AIM OF THE EXERCISE:
Reproduce the data exactly and drop any pictures it holds.

-----

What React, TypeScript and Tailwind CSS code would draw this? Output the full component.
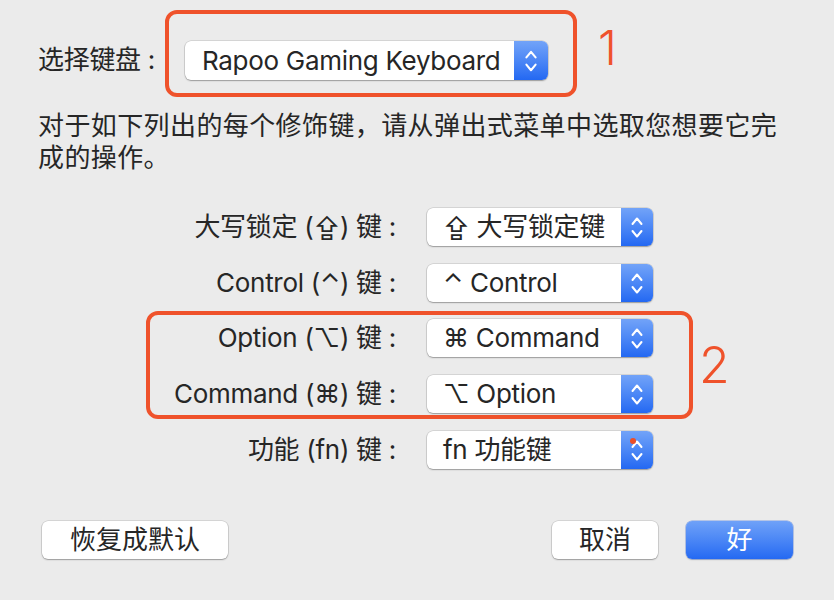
import React from "react";

const FONT = `Inter, "Noto Sans CJK SC", "DejaVu Sans", sans-serif`;

function Stepper({ dot = false, wide = false }: { dot?: boolean; wide?: boolean }) {
  return (
    <div
      className={`relative h-full ${wide ? "w-[34px]" : "w-[32px]"} shrink-0 rounded-r-[6px] bg-gradient-to-b from-[#72a3f8] to-[#2368f2]`}
    >
      <svg viewBox="0 0 32 38" className="absolute inset-0 h-full w-full" fill="none">
        <path d="M11.5 16 L16 10.5 L20.5 16" stroke="white" strokeWidth="2" strokeLinecap="round" strokeLinejoin="round" />
        <path d="M11.5 23 L16 28.5 L20.5 23" stroke="white" strokeWidth="2" strokeLinecap="round" strokeLinejoin="round" />
      </svg>
      {dot ? (
        <span className="absolute left-[9px] top-[7px] h-[6px] w-[6px] rounded-full bg-[#ec4f27]" />
      ) : null}
    </div>
  );
}

function PopUp({ label, className = "" }: { label: string; className?: string }) {
  return (
    <div
      className={`flex h-[38px] items-stretch rounded-[6px] bg-white shadow-[0_0_0_0.5px_rgba(0,0,0,0.18),0_1px_1.5px_rgba(0,0,0,0.28)] ${className}`}
    >
      <div className="flex flex-1 items-center whitespace-nowrap pl-[16px] text-[26px] leading-none tracking-[-0.3px] text-[#262626]">
        {label}
      </div>
      <Stepper dot={label.startsWith("fn")} />
    </div>
  );
}

function Row({ label, value, labelWidth }: { label: string; value: string; labelWidth: string }) {
  return (
    <div className="flex h-[38px] items-center">
      <div
        className={`${labelWidth} whitespace-nowrap pr-[2px] text-right text-[26px] leading-none tracking-[-0.3px] text-[#262626]`}
      >
        {label}
      </div>
      <PopUp label={value} className="ml-[29px] w-[226px]" />
    </div>
  );
}

function Button({ children, primary = false, className = "" }: { children: React.ReactNode; primary?: boolean; className?: string }) {
  return (
    <button
      type="button"
      className={`flex h-[38px] items-center justify-center rounded-[6px] text-[26px] leading-none ${
        primary
          ? "bg-gradient-to-b from-[#6fa1f8] to-[#2469f2] text-white shadow-[0_0_0_0.5px_rgba(30,90,220,0.5),0_1px_1.5px_rgba(0,0,0,0.2)]"
          : "bg-white text-[#262626] shadow-[0_0_0_0.5px_rgba(0,0,0,0.18),0_1px_1.5px_rgba(0,0,0,0.28)]"
      } ${className}`}
    >
      {children}
    </button>
  );
}

export default function App() {
  return (
    <div className="h-[600px] w-[834px] overflow-hidden bg-[#ebebeb]" style={{ fontFamily: FONT }}>
      {/* keyboard picker */}
      <div className="flex items-start pt-[10px]">
        <div className="mt-[31px] w-[165px] whitespace-nowrap pl-[38px] text-[26px] leading-[38px] tracking-[-0.3px] text-[#262626]">
          选择键盘 :
        </div>
        <div className="rounded-[12px] border-4 border-[#ef522b] pb-[13px] pl-[16px] pr-[25px] pt-[27px]">
          <div className="flex h-[39px] w-[363px] items-stretch rounded-[6px] bg-white shadow-[0_0_0_0.5px_rgba(0,0,0,0.18),0_1px_1.5px_rgba(0,0,0,0.28)]">
            <div className="flex flex-1 items-center pl-[17px] text-[26px] leading-none tracking-[-0.3px] text-[#262626]">
              Rapoo Gaming Keyboard
            </div>
            <Stepper wide />
          </div>
        </div>
        <div className="ml-[21px] mt-[14px] text-[48px] font-light leading-none text-[#ef522b]">1</div>
      </div>

      <p className="mt-[13px] w-[798px] pl-[38px] text-[26px] leading-[32px] tracking-[0.4px] text-[#262626]">
        对于如下列出的每个修饰键，请从弹出式菜单中选取您想要它完成的操作。
      </p>

      {/* modifier rows */}
      <div className="mt-[34px] flex flex-col">
        <Row label="大写锁定 (⇪) 键 :" value="⇪ 大写锁定键" labelWidth="w-[398px]" />
        <div className="mt-[18px]">
          <Row label="Control (⌃) 键 :" value="⌃ Control" labelWidth="w-[398px]" />
        </div>
        <div className="mt-[9px] flex items-center">
          <div className="ml-[146px] flex flex-col gap-[18px] rounded-[12px] border-4 border-[#ef522b] pb-[2px] pr-[36px] pt-[4px]">
            <Row label="Option (⌥) 键 :" value="⌘ Command" labelWidth="w-[248px]" />
            <Row label="Command (⌘) 键 :" value="⌥ Option" labelWidth="w-[248px]" />
          </div>
          <div className="ml-[6px] text-[50px] font-light leading-none text-[#ef522b]">2</div>
        </div>
        <div className="mt-[12px]">
          <Row label="功能 (fn) 键 :" value="fn 功能键" labelWidth="w-[398px]" />
        </div>
      </div>

      {/* footer buttons */}
      <div className="mt-[52px] flex items-center pl-[42px]">
        <Button className="w-[186px]">恢复成默认</Button>
        <Button className="ml-auto w-[106px]">取消</Button>
        <Button primary className="ml-[28px] mr-[41px] w-[107px]">
          好
        </Button>
      </div>
    </div>
  );
}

-----

TASK SOLUTION:
What React, TypeScript and Tailwind CSS code would draw this? Output the full component.
import React from "react";

const FONT = `Inter, "Noto Sans CJK SC", "DejaVu Sans", sans-serif`;

function Stepper({ dot = false, wide = false }: { dot?: boolean; wide?: boolean }) {
  return (
    <div
      className={`relative h-full ${wide ? "w-[34px]" : "w-[32px]"} shrink-0 rounded-r-[6px] bg-gradient-to-b from-[#72a3f8] to-[#2368f2]`}
    >
      <svg viewBox="0 0 32 38" className="absolute inset-0 h-full w-full" fill="none">
        <path d="M11.5 16 L16 10.5 L20.5 16" stroke="white" strokeWidth="2" strokeLinecap="round" strokeLinejoin="round" />
        <path d="M11.5 23 L16 28.5 L20.5 23" stroke="white" strokeWidth="2" strokeLinecap="round" strokeLinejoin="round" />
      </svg>
      {dot ? (
        <span className="absolute left-[9px] top-[7px] h-[6px] w-[6px] rounded-full bg-[#ec4f27]" />
      ) : null}
    </div>
  );
}

function PopUp({ label, className = "" }: { label: string; className?: string }) {
  return (
    <div
      className={`flex h-[38px] items-stretch rounded-[6px] bg-white shadow-[0_0_0_0.5px_rgba(0,0,0,0.18),0_1px_1.5px_rgba(0,0,0,0.28)] ${className}`}
    >
      <div className="flex flex-1 items-center whitespace-nowrap pl-[16px] text-[26px] leading-none tracking-[-0.3px] text-[#262626]">
        {label}
      </div>
      <Stepper dot={label.startsWith("fn")} />
    </div>
  );
}

function Row({ label, value, labelWidth }: { label: string; value: string; labelWidth: string }) {
  return (
    <div className="flex h-[38px] items-center">
      <div
        className={`${labelWidth} whitespace-nowrap pr-[2px] text-right text-[26px] leading-none tracking-[-0.3px] text-[#262626]`}
      >
        {label}
      </div>
      <PopUp label={value} className="ml-[29px] w-[226px]" />
    </div>
  );
}

function Button({ children, primary = false, className = "" }: { children: React.ReactNode; primary?: boolean; className?: string }) {
  return (
    <button
      type="button"
      className={`flex h-[38px] items-center justify-center rounded-[6px] text-[26px] leading-none ${
        primary
          ? "bg-gradient-to-b from-[#6fa1f8] to-[#2469f2] text-white shadow-[0_0_0_0.5px_rgba(30,90,220,0.5),0_1px_1.5px_rgba(0,0,0,0.2)]"
          : "bg-white text-[#262626] shadow-[0_0_0_0.5px_rgba(0,0,0,0.18),0_1px_1.5px_rgba(0,0,0,0.28)]"
      } ${className}`}
    >
      {children}
    </button>
  );
}

export default function App() {
  return (
    <div className="h-[600px] w-[834px] overflow-hidden bg-[#ebebeb]" style={{ fontFamily: FONT }}>
      {/* keyboard picker */}
      <div className="flex items-start pt-[10px]">
        <div className="mt-[31px] w-[165px] whitespace-nowrap pl-[38px] text-[26px] leading-[38px] tracking-[-0.3px] text-[#262626]">
          选择键盘 :
        </div>
        <div className="rounded-[12px] border-4 border-[#ef522b] pb-[13px] pl-[16px] pr-[25px] pt-[27px]">
          <div className="flex h-[39px] w-[363px] items-stretch rounded-[6px] bg-white shadow-[0_0_0_0.5px_rgba(0,0,0,0.18),0_1px_1.5px_rgba(0,0,0,0.28)]">
            <div className="flex flex-1 items-center pl-[17px] text-[26px] leading-none tracking-[-0.3px] text-[#262626]">
              Rapoo Gaming Keyboard
            </div>
            <Stepper wide />
          </div>
        </div>
        <div className="ml-[21px] mt-[14px] text-[48px] font-light leading-none text-[#ef522b]">1</div>
      </div>

      <p className="mt-[13px] w-[798px] pl-[38px] text-[26px] leading-[32px] tracking-[0.4px] text-[#262626]">
        对于如下列出的每个修饰键，请从弹出式菜单中选取您想要它完成的操作。
      </p>

      {/* modifier rows */}
      <div className="mt-[34px] flex flex-col">
        <Row label="大写锁定 (⇪) 键 :" value="⇪ 大写锁定键" labelWidth="w-[398px]" />
        <div className="mt-[18px]">
          <Row label="Control (⌃) 键 :" value="⌃ Control" labelWidth="w-[398px]" />
        </div>
        <div className="mt-[9px] flex items-center">
          <div className="ml-[146px] flex flex-col gap-[18px] rounded-[12px] border-4 border-[#ef522b] pb-[2px] pr-[36px] pt-[4px]">
            <Row label="Option (⌥) 键 :" value="⌘ Command" labelWidth="w-[248px]" />
            <Row label="Command (⌘) 键 :" value="⌥ Option" labelWidth="w-[248px]" />
          </div>
          <div className="ml-[6px] text-[50px] font-light leading-none text-[#ef522b]">2</div>
        </div>
        <div className="mt-[12px]">
          <Row label="功能 (fn) 键 :" value="fn 功能键" labelWidth="w-[398px]" />
        </div>
      </div>

      {/* footer buttons */}
      <div className="mt-[52px] flex items-center pl-[42px]">
        <Button className="w-[186px]">恢复成默认</Button>
        <Button className="ml-auto w-[106px]">取消</Button>
        <Button primary className="ml-[28px] mr-[41px] w-[107px]">
          好
        </Button>
      </div>
    </div>
  );
}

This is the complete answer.